Exercise goal
Your task is to repeat all of the data exactly while excluding the pictures.

Supplied material
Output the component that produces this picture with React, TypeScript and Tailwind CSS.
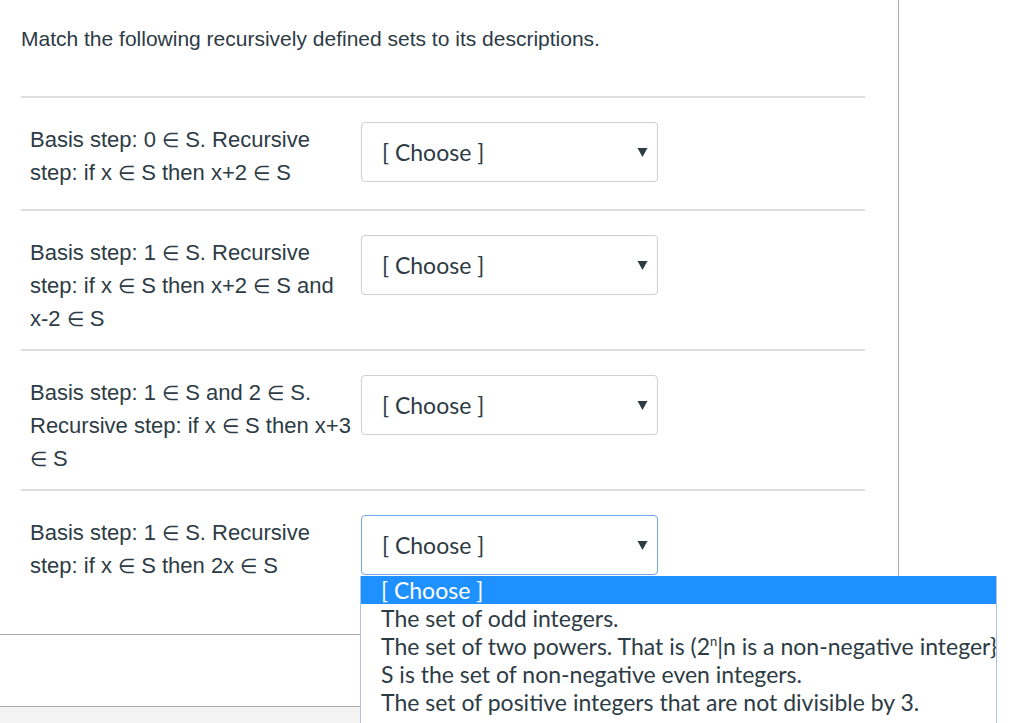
import React from "react";

const E = () => <span className="text-[20px] leading-none">∈</span>;

const rows: React.ReactNode[] = [
  <>Basis step: 0 <E /> S. Recursive step: if x <E /> S then x+2 <E /> S</>,
  <>Basis step: 1 <E /> S. Recursive step: if x <E /> S then x+2 <E /> S and <span className="whitespace-nowrap">x-2</span> <E /> S</>,
  <>Basis step: 1 <E /> S and 2 <E /> S. Recursive step: if x <E /> S then x+3 <E /> S</>,
  <>Basis step: 1 <E /> S. Recursive step: if x <E /> S then 2x <E /> S</>,
];

function Arrow() {
  return (
    <svg width="11" height="10" viewBox="0 0 11 10" className="shrink-0">
      <path d="M0.5 1 L10.5 1 L5.5 10 Z" fill="#2d3b45" />
    </svg>
  );
}

function Select({ focused, open }: { focused?: boolean; open?: boolean }) {
  return (
    <div className="relative">
      <div
        className={
          "w-[297px] h-[60px] rounded-[4px] bg-white flex items-center justify-between pl-[20px] pr-[9px] border " +
          (focused ? "border-[#6fa6ec]" : "border-[#cfcfcf]")
        }
      >
        <span className="text-[23px] text-[#2d3b45]" style={{ fontFamily: "Lato, 'Noto Sans', sans-serif" }}>
          [ Choose ]
        </span>
        <Arrow />
      </div>
      {open && (
        <div
          className="absolute left-[-1px] top-[61px] w-[637px] pb-[20px] bg-white border-l border-r border-[#a9c3ea] z-10 overflow-hidden whitespace-nowrap text-[23px] leading-[28px] text-[#2d3b45]"
          style={{ fontFamily: "Lato, 'Noto Sans', sans-serif" }}
        >
          <div className="bg-[#1e90ff] text-white pl-[20px] h-[28px]">[ Choose ]</div>
          <div className="pl-[20px] h-[28px]">The set of odd integers.</div>
          <div className="pl-[20px] h-[28px]">
            The set of two powers. That is (2
            <span className="relative top-[-9px] text-[13px] leading-none">n</span>
            {"|n is a non-negative integer}"}
          </div>
          <div className="pl-[20px] h-[28px]">S is the set of non-negative even integers.</div>
          <div className="pl-[20px] h-[28px]">The set of positive integers that are not divisible by 3.</div>
        </div>
      )}
    </div>
  );
}

export default function App() {
  return (
    <div
      className="h-[723px] w-[1024px] overflow-hidden bg-white text-[#2d3b45]"
      style={{ fontFamily: "'Liberation Sans', Arial, sans-serif" }}
    >
      <div className="w-[899px]">
        <div className="h-[635px] border-r border-b border-[#ababab] pl-[21px] pt-[26px]">
          <p className="text-[21px] leading-[26px]">Match the following recursively defined sets to its descriptions.</p>
          <div className="w-[844px] mt-[44px]">
            {rows.map((r, i) => (
              <div key={i} className="border-t-2 border-[#dedede] flex items-start pl-[9px] pt-[25px] pb-[14px]">
                <div className="w-[331px] text-[22px] leading-[33px]">{r}</div>
                <div className="mt-[-1px] mb-[13px]">
                  <Select focused={i === 3} open={i === 3} />
                </div>
              </div>
            ))}
          </div>
        </div>
        <div className="h-[71px]" />
        <div className="h-[20px] border-t border-[#ababab] bg-[#f3f3f3]" />
      </div>
    </div>
  );
}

Exercise answer
Output the component that produces this picture with React, TypeScript and Tailwind CSS.
import React from "react";

const E = () => <span className="text-[20px] leading-none">∈</span>;

const rows: React.ReactNode[] = [
  <>Basis step: 0 <E /> S. Recursive step: if x <E /> S then x+2 <E /> S</>,
  <>Basis step: 1 <E /> S. Recursive step: if x <E /> S then x+2 <E /> S and <span className="whitespace-nowrap">x-2</span> <E /> S</>,
  <>Basis step: 1 <E /> S and 2 <E /> S. Recursive step: if x <E /> S then x+3 <E /> S</>,
  <>Basis step: 1 <E /> S. Recursive step: if x <E /> S then 2x <E /> S</>,
];

function Arrow() {
  return (
    <svg width="11" height="10" viewBox="0 0 11 10" className="shrink-0">
      <path d="M0.5 1 L10.5 1 L5.5 10 Z" fill="#2d3b45" />
    </svg>
  );
}

function Select({ focused, open }: { focused?: boolean; open?: boolean }) {
  return (
    <div className="relative">
      <div
        className={
          "w-[297px] h-[60px] rounded-[4px] bg-white flex items-center justify-between pl-[20px] pr-[9px] border " +
          (focused ? "border-[#6fa6ec]" : "border-[#cfcfcf]")
        }
      >
        <span className="text-[23px] text-[#2d3b45]" style={{ fontFamily: "Lato, 'Noto Sans', sans-serif" }}>
          [ Choose ]
        </span>
        <Arrow />
      </div>
      {open && (
        <div
          className="absolute left-[-1px] top-[61px] w-[637px] pb-[20px] bg-white border-l border-r border-[#a9c3ea] z-10 overflow-hidden whitespace-nowrap text-[23px] leading-[28px] text-[#2d3b45]"
          style={{ fontFamily: "Lato, 'Noto Sans', sans-serif" }}
        >
          <div className="bg-[#1e90ff] text-white pl-[20px] h-[28px]">[ Choose ]</div>
          <div className="pl-[20px] h-[28px]">The set of odd integers.</div>
          <div className="pl-[20px] h-[28px]">
            The set of two powers. That is (2
            <span className="relative top-[-9px] text-[13px] leading-none">n</span>
            {"|n is a non-negative integer}"}
          </div>
          <div className="pl-[20px] h-[28px]">S is the set of non-negative even integers.</div>
          <div className="pl-[20px] h-[28px]">The set of positive integers that are not divisible by 3.</div>
        </div>
      )}
    </div>
  );
}

export default function App() {
  return (
    <div
      className="h-[723px] w-[1024px] overflow-hidden bg-white text-[#2d3b45]"
      style={{ fontFamily: "'Liberation Sans', Arial, sans-serif" }}
    >
      <div className="w-[899px]">
        <div className="h-[635px] border-r border-b border-[#ababab] pl-[21px] pt-[26px]">
          <p className="text-[21px] leading-[26px]">Match the following recursively defined sets to its descriptions.</p>
          <div className="w-[844px] mt-[44px]">
            {rows.map((r, i) => (
              <div key={i} className="border-t-2 border-[#dedede] flex items-start pl-[9px] pt-[25px] pb-[14px]">
                <div className="w-[331px] text-[22px] leading-[33px]">{r}</div>
                <div className="mt-[-1px] mb-[13px]">
                  <Select focused={i === 3} open={i === 3} />
                </div>
              </div>
            ))}
          </div>
        </div>
        <div className="h-[71px]" />
        <div className="h-[20px] border-t border-[#ababab] bg-[#f3f3f3]" />
      </div>
    </div>
  );
}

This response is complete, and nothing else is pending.